Remaining dry for the first 10 days with warm sunny days but cool nights thanks to an easterly flow, with high pressure close to northern Britain. A breakdown of the settled conditions looks possible round or from the weekend of 10th/11th, as high pressure retreats east for a time allowing low pressure to move in from the southwest, with a chance of rain or storms pushing up from the south. But also turning very warm or hot for a time. Period 12th-16th, perhaps starting with unsettled conditions for a time in the south, with showers or storms, north may stay dry. High pressure may gain control across all parts with dry conditions returning. Generally warm.
For the second half of the month, confidence drops, but blocking high latitude high pressure may re-assert close to the north, with low pressure to the west of Portugal. The low in the means to the southwest may act as a "heat pump" and bring hot air with the threat of a heat wave in the second half of June, but any hot sunny conditions could be interspersed with thunderstorms. There is a lower chance of more unsettled and less hot conditions from the west at times too, depending on how far north low pressure over the Atlantis shifts.
Temperatures overall for the month likely to be above average, perhaps as much as 1 to 1.5C above the 1981-2010 long-term average overall, though more above in the south with hotter spells later in the month, compared to the north. Rainfall will likely be below average, thanks to little rain in the first 10 days and rain in the form of occasional showers or storms thereafter and mostly in the south.
Probability for temperatures against 1991-2020 average: 50% chance of above average, 40% chance of average, or 10% below average.
Probabilities for rainfall: 50% of chance for below average, 30% chance of average, 20% chance of above average.
Almost all global forecast models point to a dominant high pressure over Northern Europe, but the models disagree somewhat about the location. However, analogs and some models suggest blocking high further east over Scandinavia. Meanwhile, relatively low pressure looks like persisting from Portugal to the Mediterranean basin.
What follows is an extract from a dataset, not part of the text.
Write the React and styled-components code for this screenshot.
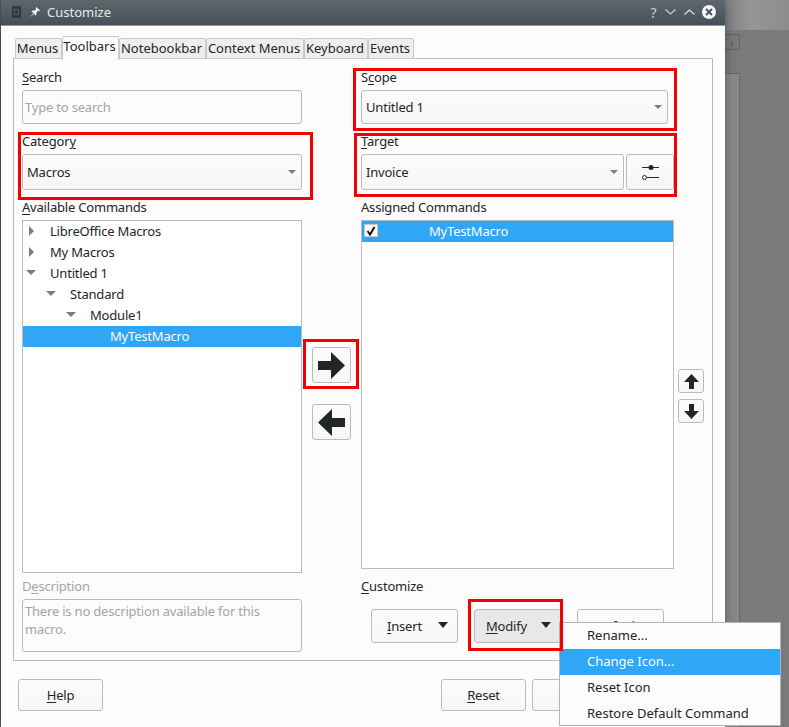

High pressure close to the northeast and low pressure to the southwest could cause heat plumes but with some thundery weather too, especially as the heat breaks down at times. So, we envisage a hot month of July, with temperatures above the seasonal average between +1.5 and +2°C. Highest temperature anomalies in the south, closer to average in the north. Most rainfall contributed by thunderstorms which could break out, especially across southern and central areas of Britain. Scotland could be anomalously dry though, thanks to high pressure close by.
Confidence is quite high concerning the temperatures, but lower confidence on the occurrence of rainfall, which remains the most sensitive parameter to model - especially when it is likely to be convective in nature. Rainfall around average for England and Wales, but perhaps below for Scotland.
Probability for temperatures against 1991-2020 average: 70% chance of above average, 20% chance of average, or 10% below average.
Probabilities for rainfall: 50% of chance for average, 30% chance of below average, 20% chance of above average.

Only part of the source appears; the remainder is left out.